It’s already been
labelled as the greatest injustice in Australian sporting history. There is no
doubt that the Round of 16 penalty awarded to Italy against Lucas Neill will be remembered forever and
cause ongoing debate within Australia.

I played competitive football for 25 years before qualifying as a referee and officiating
at Premier League games. As a player, I rarely had doubts about what was a
correct decision. If I was involved in an incident, I knew my own motivations.

Much to my surprise when I started refereeing, decisions became far less clear.
Did that player dive or was he tripped? Was that a body check or did the two
players simply run into each other? Was that a deliberate handball? And it’s
not simply yes or no, foul or not. There are four stages of “punishment” for each incident, and the
referee must decide between:

  • No foul, play on;
  • Foul play, award a free kick only;
  • Foul play, deserving a yellow card;
  • Dangerous play, deserving a red card.

Imagine that. Every one of the hundreds of
incidents in a game must be instantly graded. The referee must stay up with the
game when the ball can be hit 75 metres by some of the fittest athletes in the
world, with billions of people receiving replays from every angle.

Now to the Italian penalty. Lucas Neill slid in front of Fabio Grosso to make a
tackle. Grosso turned back inside Neill, placing Neill between the ball and the
attacker. Grosso then fell over Neill, and maybe he dived. The crucial point,
though, is that Neill does not simply lie on the ground. He actually raises his
left arm as Grosso goes over him. It’s highly likely the Italian would have
dived in any case, but the referee sees the incident in its entirety. He was a
few metres away, and saw what looked like Neill’s attempt to block his
opponent. No hesitation, no doubt in the referee’s mind, penalty. Lucas Neill
had an outstanding tournament, but he should not have gone to ground and then
raised his arm and created the opportunity for the Italian.

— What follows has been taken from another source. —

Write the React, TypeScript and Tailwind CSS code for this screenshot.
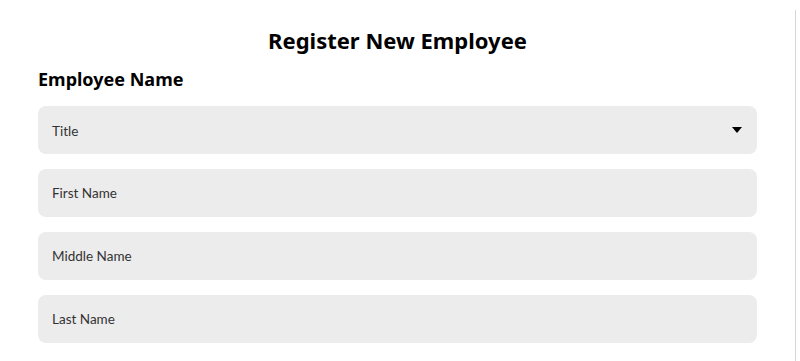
import { useState } from 'react'

const fields = ['First Name', 'Middle Name', 'Last Name']

export default function App() {
  const [title] = useState('')

  return (
    <div className="flex h-[361px] w-[800px] overflow-hidden bg-white">
      <div className="w-[795px] px-[38px] pt-[24px]">
        <h1
          className="text-center text-[22px] font-bold leading-[32px] text-black"
          style={{ fontFamily: '"Noto Sans", sans-serif' }}
        >
          Register New Employee
        </h1>
        <h2
          className="mt-[10px] text-[18px] font-bold leading-[26px] text-black"
          style={{ fontFamily: '"Noto Sans", sans-serif' }}
        >
          Employee Name
        </h2>

        <div className="mt-[14px] flex flex-col gap-[15px]" style={{ fontFamily: 'Lato, sans-serif' }}>
          <div className="flex h-[48px] items-center justify-between rounded-lg bg-[#ececec] pl-[14px] pr-[15px]">
            <span className="pt-[2px] text-[13.5px] text-[#333]">{title || 'Title'}</span>
            <svg width="10" height="6" viewBox="0 0 10 6">
              <path d="M0 0h10L5 6z" fill="#000" />
            </svg>
          </div>
          {fields.map((f) => (
            <div key={f} className="flex h-[48px] items-center rounded-lg bg-[#ececec] pl-[14px]">
              <span className="text-[13.5px] text-[#333]">{f}</span>
            </div>
          ))}
        </div>
      </div>
      <div className="mt-[10px] w-[5px] border-l border-[#d6d6d6]" />
    </div>
  )
}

Mark Viduka called it a “soft decision”, and Craig Foster said it was “50/50”.
It was not a ridiculous penalty decision, it was not a stupid refereeing
mistake. It was a reasonable judgement call that the official had to make, even
if it was harsh and could have gone either way.

I suspect most Australians, many new to the game, are particularly
upset because
of what might have been, and this clouds their judgement. We almost
reached
extra time, we played well with the majority of possession, and we
somehow “deserved” better. Whatever the reason, the penalty itself was
not a complete
injustice, and welcome to the beautiful game.